_Problem to solve:_
Drop every picture. Then return, exactly, the lines from the beginning of the listing below through the one containing "14px; height: 3px;".

_Given information:_
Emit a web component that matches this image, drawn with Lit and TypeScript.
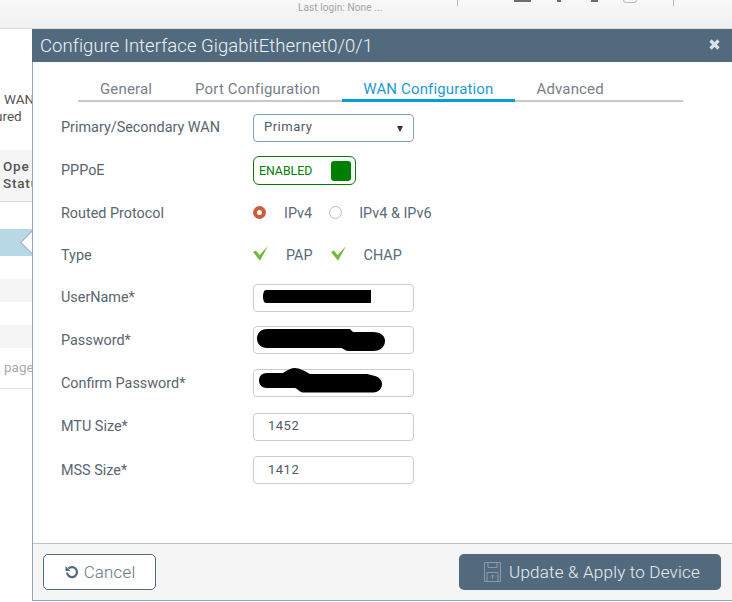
import { LitElement, html, css } from "lit";
import { customElement } from "lit/decorators.js";

@customElement("app-root")
export class AppRoot extends LitElement {
  static styles = css`
    :host { display: block; width: 732px; height: 602px; overflow: hidden; font-family: Roboto, "Liberation Sans", sans-serif; background: #fff; position: relative; }
    .top { height: 29px; background: linear-gradient(#f8f8f8, #efefef); border-bottom: 1px solid #ddd; box-sizing: border-box; display: flex; align-items: flex-start; padding-left: 298px; }
    .login { width: 159px; flex: none; margin-top: 2px; font-size: 10px; line-height: 12px; color: #a3a3a3; letter-spacing: .1px; }
    .tools { display: flex; align-items: flex-start; width: 217px; height: 6px; flex: none; border-left: 1px solid #bbb; border-right: 1px solid #bbb; box-sizing: border-box; }
    .tool { background: #6e6e6e; height: 2px; }
    .t1 { width: 17px; margin-left: 56px; }
    .t2 { width: 4px; margin-left: 26px; }
    .t3 { width: 7px; margin-left: 30px; }
    .t4 { width: 14px; height: 3px; margin-left: 25px; background: none; border: 1px solid #bbb; border-top: none; border-radius: 0 0 7px 7px; box-sizing: border-box; }

    .back { width: 32px; height: 573px; overflow: hidden; font-size: 13.5px; color: #555; display: flex; flex-direction: column; position: relative; box-sizing: border-box; padding-top: 61px; line-height: 18px; white-space: nowrap; }
    .wan { margin-left: 4px; }
    .ured { margin: -1px 0 0 -5px; }
    .hd { height: 52px; margin-top: 25px; background: #f5f5f5; border-bottom: 1px solid #ddd; box-sizing: border-box; padding: 8px 0 0 3px; font-weight: 500; color: #555; letter-spacing: .8px; line-height: 17px; flex: none; }
    .sel { height: 27px; margin-top: 27px; background: #b7d8e5; flex: none; }
    .z1 { height: 23px; margin-top: 23px; background: #f5f5f5; flex: none; }
    .z2 { height: 23px; margin-top: 23px; background: #f5f5f5; flex: none; }
    .pg { margin: 10px 0 0 4px; color: #aaa; }
    .ln { height: 1px; margin-top: 12px; background: #ddd; flex: none; }
    .notch { position: absolute; left: 24px; top: 204px; width: 19px; height: 19px; background: #fff; border: 1px solid #8ea6bd; transform: rotate(45deg); box-sizing: border-box; }

    .modal { position: absolute; left: 32px; top: 29px; width: 700px; height: 572px; box-sizing: border-box; border-left: 1px solid #8ea6bd; border-bottom: 1px solid #8ea6bd; display: flex; flex-direction: column; background: #fff; }
    .title { height: 33px; flex: none; background: #526a7e; color: #eef2f5; font-size: 18.5px; font-weight: 300; display: flex; align-items: center; padding-left: 8px; margin-left: -1px; position: relative; letter-spacing: .05px; }
    .x { position: absolute; left: 676px; top: 9px; width: 13px; height: 13px; }
    .body { flex: 1; }
    .tabs { display: flex; margin: 8px 0 0 45px; width: 605px; padding-left: .5px; border-bottom: 2px solid #c8c8c8; height: 32px; box-sizing: border-box; font-size: 15px; color: #76818a; letter-spacing: .15px; }
    .tab { padding: 10px 21.5px 0; box-sizing: border-box; height: 32px; white-space: nowrap; }
    .tab.on { color: #1c9ad6; border-bottom: 3px solid #049fd9; }
    .form { padding: 4px 0 0 28px; display: flex; flex-direction: column; font-size: 14.4px; color: #5a6570; }
    .row { display: flex; align-items: center; height: 43px; flex: none; }
    .row.h41 { height: 41px; }
    .row.h42 { height: 42px; }
    .row.h44 { height: 44px; }
    .label { width: 192px; flex: none; }
    .ctrl { display: flex; align-items: center; color: #5a6a78; }
    .input { width: 161px; height: 28px; box-sizing: border-box; border: 1px solid #ccc; border-radius: 4px; font-size: 13px; color: #4d5b66; padding: 0 0 2px 14px; display: flex; align-items: center; position: relative; letter-spacing: .5px; }
    .select { border-color: #7ea3b8; padding-left: 10px; justify-content: space-between; padding-right: 10px; }
    .tri { width: 0; height: 0; border-left: 3.5px solid transparent; border-right: 3.5px solid transparent; border-top: 6px solid #333; margin-top: 4px; }
    .toggle { width: 103px; height: 29px; border: 1px solid #008000; border-radius: 6px; box-sizing: border-box; display: flex; align-items: center; justify-content: space-between; padding: 0 4px 0 5px; color: #008000; font-size: 12.3px; }
    .knob { width: 20px; height: 20px; background: #008000; border-radius: 3px; }
    .radio { width: 13px; height: 13px; border-radius: 50%; box-sizing: border-box; flex: none; margin-top: -3px; }
    .radio.on { background: #fff; border: 4px solid #c9603b; }
    .radio.off { border: 1px solid #bbb; }
    .ropt { margin: 0 17px 0 18px; }
    .ropt2 { margin-left: 17px; }
    .opt { margin-left: 18px; margin-right: 18px; }
    .opt2 { margin-left: 18px; }
    .check { flex: none; margin-top: -4px; }
    .redact { position: absolute; left: -1px; top: -1px; overflow: visible; }

    .footer { height: 57px; flex: none; border-top: 1px solid #bcc4cb; background: #f5f5f5; display: flex; align-items: center; justify-content: space-between; padding: 0 11px 0 10px; box-sizing: border-box; }
    .btn { height: 36px; box-sizing: border-box; border-radius: 5px; display: flex; align-items: center; justify-content: center; font-size: 17px; gap: 4px; letter-spacing: .2px; font-weight: 300; }
    .cancel { width: 113px; background: #fff; border: 1px solid #526a7e; color: #5f7586; font-size: 16.9px; }
    .apply { width: 262px; background: #526a7e; color: #e8eef2; gap: 8px; padding-left: 4px; }
  `;

  render() {
    return html`
      <div class="top">
        <div class="login">Last login: None ...</div>
        <div class="tools"><span class="tool t1"></span><span class="tool t2"></span><span class="tool t3"></span><span class="tool t4"></span></div>
      </div>
      <div class="back">
        <div class="wan">WAN</div>
        <div class="ured">ured</div>
        <div class="hd">Ope<br />Statu</div>
        <div class="sel"></div>
        <div class="z1"></div>
        <div class="z2"></div>
        <div class="pg">page</div>
        <div class="ln"></div>
        <div class="notch"></div>
      </div>
      <div class="modal">
        <div class="title">Configure Interface GigabitEthernet0/0/1
          <svg class="x" viewBox="0 0 13 13"><path d="M2.5 2.5l8 8M10.5 2.5l-8 8" stroke="#dbe3e9" stroke-width="3.2" /></svg>
        </div>
        <div class="body">
          <div class="tabs">
            <div class="tab">General</div>
            <div class="tab">Port Configuration</div>
            <div class="tab on">WAN Configuration</div>
            <div class="tab">Advanced</div>
          </div>
          <div class="form">
            <div class="row"><div class="label">Primary/Secondary WAN</div><div class="ctrl"><div class="input select"><span>Primary</span><span class="tri"></span></div></div></div>
            <div class="row"><div class="label">PPPoE</div><div class="ctrl"><div class="toggle"><span>ENABLED</span><span class="knob"></span></div></div></div>
            <div class="row"><div class="label">Routed Protocol</div><div class="ctrl"><span class="radio on"></span><span class="ropt">IPv4</span><span class="radio off"></span><span class="ropt2">IPv4 &amp; IPv6</span></div></div>
            <div class="row h41"><div class="label">Type</div><div class="ctrl">${this.check()}<span class="opt">PAP</span>${this.check()}<span class="opt2">CHAP</span></div></div>
            <div class="row"><div class="label">UserName*</div><div class="ctrl"><div class="input"><svg class="redact" width="161" height="28"><path d="M13 6H118V19H13C11 19 10 16 10 12.5S11 6 13 6z" fill="#000"/></svg></div></div></div>
            <div class="row h42"><div class="label">Password*</div><div class="ctrl"><div class="input"><svg class="redact" width="161" height="28"><path d="M14 3H97L100 6H120C128 6 132 10 132 15S128 25 120 25H95C92 25 90 22 88 22H14C8 22 4 18 4 12.5S8 3 14 3z" fill="#000"/></svg></div></div></div>
            <div class="row h44"><div class="label">Confirm Password*</div><div class="ctrl"><div class="input"><svg class="redact" width="161" height="28"><path d="M14 4H30C34 1 38 -1 42 -1S52 2 57 5H114L122 7C126 8 129 11 129 15S126 23.5 120 23.5H50C47 23.5 45 20 42 19H14C9 19 6 16 6 11.5S9 4 14 4z" fill="#000"/></svg></div></div></div>
            <div class="row"><div class="label">MTU Size*</div><div class="ctrl"><div class="input">1452</div></div></div>
            <div class="row h44"><div class="label">MSS Size*</div><div class="ctrl"><div class="input">1412</div></div></div>
          </div>
        </div>
        <div class="footer">
          <div class="btn cancel"><svg width="16" height="16" viewBox="0 0 16 16"><path d="M4.5 4.5A5 5 0 1 1 3 8.5" fill="none" stroke="#526a7e" stroke-width="2.2"/><path d="M1.5 2v5h5z" fill="#526a7e"/></svg>Cancel</div>
          <div class="btn apply"><svg width="17" height="20" viewBox="0 0 17 20" fill="none" stroke="#8d9aa5"><path d="M.5.5h16v19H.5zM4 .5v5h9v-5M3 19.5v-9h11v9"/><path d="M8.5 17v-4M7 14.5L8.5 13l1.5 1.5"/></svg>Update &amp; Apply to Device</div>
        </div>
      </div>
    `;
  }

  check() {
    return html`<svg class="check" width="15" height="15" viewBox="0 0 15 15"><path d="M0 6L3 4.5 6.5 9 15 0 7 14.7z" fill="#79b63a"/></svg>`;
  }
}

_Task response:_
Emit a web component that matches this image, drawn with Lit and TypeScript.
import { LitElement, html, css } from "lit";
import { customElement } from "lit/decorators.js";

@customElement("app-root")
export class AppRoot extends LitElement {
  static styles = css`
    :host { display: block; width: 732px; height: 602px; overflow: hidden; font-family: Roboto, "Liberation Sans", sans-serif; background: #fff; position: relative; }
    .top { height: 29px; background: linear-gradient(#f8f8f8, #efefef); border-bottom: 1px solid #ddd; box-sizing: border-box; display: flex; align-items: flex-start; padding-left: 298px; }
    .login { width: 159px; flex: none; margin-top: 2px; font-size: 10px; line-height: 12px; color: #a3a3a3; letter-spacing: .1px; }
    .tools { display: flex; align-items: flex-start; width: 217px; height: 6px; flex: none; border-left: 1px solid #bbb; border-right: 1px solid #bbb; box-sizing: border-box; }
    .tool { background: #6e6e6e; height: 2px; }
    .t1 { width: 17px; margin-left: 56px; }
    .t2 { width: 4px; margin-left: 26px; }
    .t3 { width: 7px; margin-left: 30px; }
    .t4 { width: 14px; height: 3px; margin-left: 25px; background: none; border: 1px solid #bbb; border-top: none; border-radius: 0 0 7px 7px; box-sizing: border-box; }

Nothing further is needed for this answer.